Pages as source code:
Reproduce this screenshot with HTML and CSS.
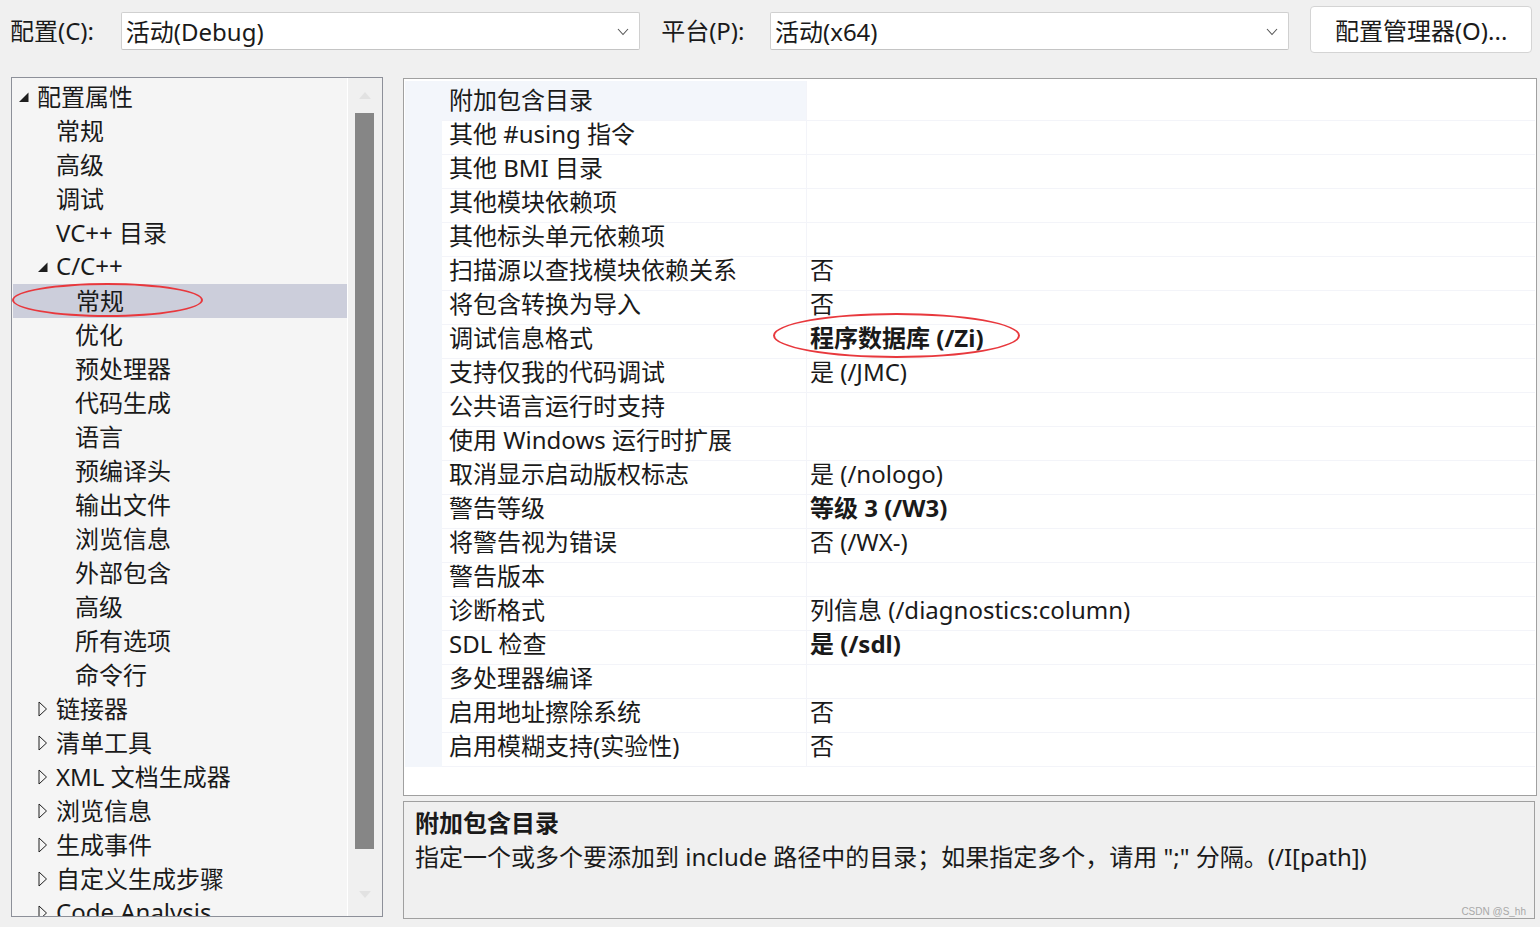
FILE: index.html
```html
<!DOCTYPE html>
<html lang="zh-CN">
<head>
  <meta charset="UTF-8">
  <title>属性页 – C/C++ 常规</title>
  <link rel="stylesheet" href="styles.css">
</head>
<body>
  <div class="toolbar">
    <span class="lbl">配置(C):</span>
    <div class="combo">
      <span>活动(Debug)</span>
      <svg class="chev" width="12" height="8" viewBox="0 0 12 8"><polyline points="1,1 6,6.5 11,1" fill="none" stroke="#555" stroke-width="1.1"/></svg>
    </div>
    <span class="lbl lbl2">平台(P):</span>
    <div class="combo">
      <span>活动(x64)</span>
      <svg class="chev" width="12" height="8" viewBox="0 0 12 8"><polyline points="1,1 6,6.5 11,1" fill="none" stroke="#555" stroke-width="1.1"/></svg>
    </div>
    <button class="mgr">配置管理器(O)...</button>
  </div>

  <div class="main">
    <!-- tree -->
    <div class="tree">
      <div class="tree-list">
        <div class="node l0"><span class="arr"><svg width="10" height="10" viewBox="0 0 10 10"><polygon points="9.5,0.5 9.5,10 0,10" fill="#1e1e1e"/></svg></span>配置属性</div>
        <div class="node l1"><span class="arr"></span>常规</div>
        <div class="node l1"><span class="arr"></span>高级</div>
        <div class="node l1"><span class="arr"></span>调试</div>
        <div class="node l1"><span class="arr"></span>VC++ 目录</div>
        <div class="node l1"><span class="arr"><svg width="10" height="10" viewBox="0 0 10 10"><polygon points="9.5,0.5 9.5,10 0,10" fill="#1e1e1e"/></svg></span>C/C++</div>
        <div class="node l2 sel"><span class="arr"></span>常规</div>
        <div class="node l2"><span class="arr"></span>优化</div>
        <div class="node l2"><span class="arr"></span>预处理器</div>
        <div class="node l2"><span class="arr"></span>代码生成</div>
        <div class="node l2"><span class="arr"></span>语言</div>
        <div class="node l2"><span class="arr"></span>预编译头</div>
        <div class="node l2"><span class="arr"></span>输出文件</div>
        <div class="node l2"><span class="arr"></span>浏览信息</div>
        <div class="node l2"><span class="arr"></span>外部包含</div>
        <div class="node l2"><span class="arr"></span>高级</div>
        <div class="node l2"><span class="arr"></span>所有选项</div>
        <div class="node l2"><span class="arr"></span>命令行</div>
        <div class="node l1"><span class="arr"><svg width="10" height="16" viewBox="0 0 10 16"><polygon points="1,1 8.5,8 1,15" fill="none" stroke="#1e1e1e" stroke-width="1"/></svg></span>链接器</div>
        <div class="node l1"><span class="arr"><svg width="10" height="16" viewBox="0 0 10 16"><polygon points="1,1 8.5,8 1,15" fill="none" stroke="#1e1e1e" stroke-width="1"/></svg></span>清单工具</div>
        <div class="node l1"><span class="arr"><svg width="10" height="16" viewBox="0 0 10 16"><polygon points="1,1 8.5,8 1,15" fill="none" stroke="#1e1e1e" stroke-width="1"/></svg></span>XML 文档生成器</div>
        <div class="node l1"><span class="arr"><svg width="10" height="16" viewBox="0 0 10 16"><polygon points="1,1 8.5,8 1,15" fill="none" stroke="#1e1e1e" stroke-width="1"/></svg></span>浏览信息</div>
        <div class="node l1"><span class="arr"><svg width="10" height="16" viewBox="0 0 10 16"><polygon points="1,1 8.5,8 1,15" fill="none" stroke="#1e1e1e" stroke-width="1"/></svg></span>生成事件</div>
        <div class="node l1"><span class="arr"><svg width="10" height="16" viewBox="0 0 10 16"><polygon points="1,1 8.5,8 1,15" fill="none" stroke="#1e1e1e" stroke-width="1"/></svg></span>自定义生成步骤</div>
        <div class="node l1"><span class="arr"><svg width="10" height="16" viewBox="0 0 10 16"><polygon points="1,1 8.5,8 1,15" fill="none" stroke="#1e1e1e" stroke-width="1"/></svg></span>Code Analysis</div>
      </div>
      <div class="vscroll">
        <svg class="sarrow" width="12" height="7" viewBox="0 0 12 7"><polygon points="0,7 6,0 12,7" fill="#e2e2e2"/></svg>
        <div class="thumb"></div>
        <svg class="sarrow" width="12" height="7" viewBox="0 0 12 7"><polygon points="0,0 6,7 12,0" fill="#e2e2e2"/></svg>
      </div>
      <div class="mark mark-tree"></div>
    </div>

    <div class="right">
      <!-- property grid -->
      <div class="grid">
        <div class="row cur"><div class="gut"></div><div class="name">附加包含目录</div><div class="val"></div></div>
        <div class="row"><div class="gut"></div><div class="name">其他 #using 指令</div><div class="val"></div></div>
        <div class="row"><div class="gut"></div><div class="name">其他 BMI 目录</div><div class="val"></div></div>
        <div class="row"><div class="gut"></div><div class="name">其他模块依赖项</div><div class="val"></div></div>
        <div class="row"><div class="gut"></div><div class="name">其他标头单元依赖项</div><div class="val"></div></div>
        <div class="row"><div class="gut"></div><div class="name">扫描源以查找模块依赖关系</div><div class="val">否</div></div>
        <div class="row"><div class="gut"></div><div class="name">将包含转换为导入</div><div class="val">否</div></div>
        <div class="row"><div class="gut"></div><div class="name">调试信息格式</div><div class="val b">程序数据库 (/Zi)</div></div>
        <div class="row"><div class="gut"></div><div class="name">支持仅我的代码调试</div><div class="val">是 (/JMC)</div></div>
        <div class="row"><div class="gut"></div><div class="name">公共语言运行时支持</div><div class="val"></div></div>
        <div class="row"><div class="gut"></div><div class="name">使用 Windows 运行时扩展</div><div class="val"></div></div>
        <div class="row"><div class="gut"></div><div class="name">取消显示启动版权标志</div><div class="val">是 (/nologo)</div></div>
        <div class="row"><div class="gut"></div><div class="name">警告等级</div><div class="val b">等级 3 (/W3)</div></div>
        <div class="row"><div class="gut"></div><div class="name">将警告视为错误</div><div class="val">否 (/WX-)</div></div>
        <div class="row"><div class="gut"></div><div class="name">警告版本</div><div class="val"></div></div>
        <div class="row"><div class="gut"></div><div class="name">诊断格式</div><div class="val">列信息 (/diagnostics:column)</div></div>
        <div class="row"><div class="gut"></div><div class="name">SDL 检查</div><div class="val b">是 (/sdl)</div></div>
        <div class="row"><div class="gut"></div><div class="name">多处理器编译</div><div class="val"></div></div>
        <div class="row"><div class="gut"></div><div class="name">启用地址擦除系统</div><div class="val">否</div></div>
        <div class="row"><div class="gut"></div><div class="name">启用模糊支持(实验性)</div><div class="val">否</div></div>
        <div class="mark mark-grid"></div>
      </div>

      <div class="desc">
        <div class="desc-title">附加包含目录</div>
        <div class="desc-text">指定一个或多个要添加到 include 路径中的目录；如果指定多个，请用 ";" 分隔。(/I[path])</div>
        <span class="wm">CSDN @S_hh</span>
      </div>
    </div>
  </div>
</body>
</html>
```

FILE: styles.css
```css
* { box-sizing: border-box; }
body { margin: 0; background: #f0f0f0; color: #1a1a1a; font-family: "Noto Sans", "Noto Sans CJK SC", sans-serif; font-size: 24px; width: 1540px; height: 927px; overflow: hidden; }

.toolbar { display: flex; align-items: center; height: 62px; padding: 0 8px 0 10px; }
.lbl { width: 111px; line-height: 1; }
.lbl2 { margin-left: 21px; width: 109px; }
.combo { width: 520px; height: 38px; margin-top: -1px; background: #fff; border: 1px solid #d0d0d0; border-bottom-color: #c4c4c4; border-radius: 2px; display: flex; align-items: center; justify-content: space-between; padding: 0 10px 0 4px; }
.chev { margin-top: 2px; }
.mgr { margin-left: 21px; width: 222px; height: 47px; background: #fff; border: 1px solid #d4d4d4; border-radius: 4px; font: inherit; color: #1a1a1a; padding: 0; margin-top: -3px; }

.main { display: flex; gap: 20px; padding: 15px 3px 0 11px; }

.tree { position: relative; width: 372px; height: 840px; border: 1px solid #8d9099; background: #f5f5f5; display: flex; overflow: hidden; }
.tree-list { flex: 1; padding-top: 2px; overflow: hidden; }
.node { height: 34px; display: flex; align-items: center; white-space: nowrap; padding-bottom: 4px; }
.node .arr { width: 18px; flex: none; display: flex; align-items: center; padding-top: 3px; }
.l0 { padding-left: 7px; }
.l1 { padding-left: 26px; }
.l2 { padding-left: 45px; }
.sel { background: #cccedb; margin-left: 1px; }
.vscroll { width: 35px; flex: none; border-left: 1px solid #fff; background: #f0f0f0; display: flex; flex-direction: column; align-items: center; padding-top: 14px; }
.thumb { width: 19px; height: 736px; background: #868686; margin: 14px 0 0 -1px; }
.sarrow { flex: none; }
.vscroll .sarrow:last-child { margin-top: 42px; }

.right { flex: 1; display: flex; flex-direction: column; gap: 5px; padding-top: 1px; }
.grid { position: relative; height: 718px; background: #fff; border: 1px solid #a0a0a0; padding: 2px 1px 0 1px; }
.row { display: grid; grid-template-columns: 37px 365px 1fr; height: 34px; }
.gut { background: #f3f6fb; }
.name, .val { display: flex; align-items: center; white-space: nowrap; border-bottom: 1px solid #f3f4f9; padding-bottom: 4px; }
.name { padding-left: 7px; border-right: 1px solid #f3f4f9; }
.val { padding-left: 3px; }
.cur .name { background: #f3f6fb; }
.b { font-weight: 700; }

.desc { position: relative; height: 118px; margin-right: 2px; border: 1px solid #a0a0a0; background: #f0f0f0; padding: 4px 11px; }
.desc-title { font-weight: 700; line-height: 34px; }
.desc-text { line-height: 34px; }
.wm { position: absolute; right: 8px; bottom: 1px; font-family: "Liberation Sans", sans-serif; font-size: 10px; color: #a8a8a8; }

.mark { position: absolute; border: 2.5px solid #e8383d; border-radius: 50%; pointer-events: none; }
.mark-tree { left: 0px; top: 205px; width: 191px; height: 34px; }
.mark-grid { left: 369px; top: 234px; width: 247px; height: 45px; }
```
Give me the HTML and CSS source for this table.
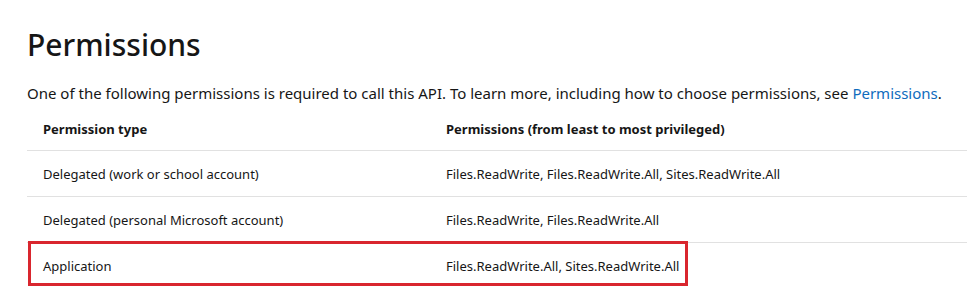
FILE: index.html
```html
<!DOCTYPE html>
<html lang="en">
<head>
    <meta charset="UTF-8">
    <meta name="viewport" content="width=device-width, initial-scale=1.0">
    <title>Permissions</title>
    <link rel="stylesheet" href="styles.css">
</head>
<body>
    <div class="content">
        <h2 class="section-title">Permissions</h2>
        <p class="intro">One of the following permissions is required to call this API. To learn more, including how to choose permissions, see <a href="#">Permissions</a>.</p>

        <div class="table-wrap">
            <table class="perm-table">
                <thead>
                    <tr>
                        <th class="col-type">Permission type</th>
                        <th>Permissions (from least to most privileged)</th>
                    </tr>
                </thead>
                <tbody>
                    <tr>
                        <td>Delegated (work or school account)</td>
                        <td>Files.ReadWrite, Files.ReadWrite.All, Sites.ReadWrite.All</td>
                    </tr>
                    <tr>
                        <td>Delegated (personal Microsoft account)</td>
                        <td>Files.ReadWrite, Files.ReadWrite.All</td>
                    </tr>
                    <tr>
                        <td>Application</td>
                        <td>Files.ReadWrite.All, Sites.ReadWrite.All</td>
                    </tr>
                </tbody>
            </table>
            <!-- 标注框 -->
            <div class="highlight"></div>
        </div>
    </div>
</body>
</html>
```

FILE: styles.css
```css
body {
    font-family: 'Segoe UI', 'Noto Sans', sans-serif;
    margin: 0;
    padding: 0;
    background-color: #fff;
    color: #161616;
}
.content {
    padding: 0 11px 0 27px;
}
.section-title {
    font-size: 30px;
    font-weight: 500;
    margin: 0;
    padding-top: 24px;
    line-height: 42px;
}
.intro {
    font-size: 15px;
    margin: 15px 0 0;
    line-height: 24px;
}
.intro a {
    color: #0f6cbd;
    text-decoration: none;
}
.table-wrap {
    position: relative;
    margin-top: 3px;
}
.perm-table {
    width: 100%;
    border-collapse: collapse;
    font-size: 13px;
}
.perm-table th,
.perm-table td {
    text-align: left;
    padding: 0 16px;
    height: 45px;
    border-top: 1px solid #e1e1e1;
}
.perm-table th {
    font-weight: 700;
    border-top: none;
    height: 42px;
}
.perm-table .col-type {
    width: 371px;
}
.highlight {
    position: absolute;
    left: 1px;
    top: 133px;
    width: 654px;
    height: 39px;
    border: 3px solid #d9262e;
}
```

**What needs to be done**
Tally how many lines of the records hold the word "this". Answer with the number only.

**Full response**
3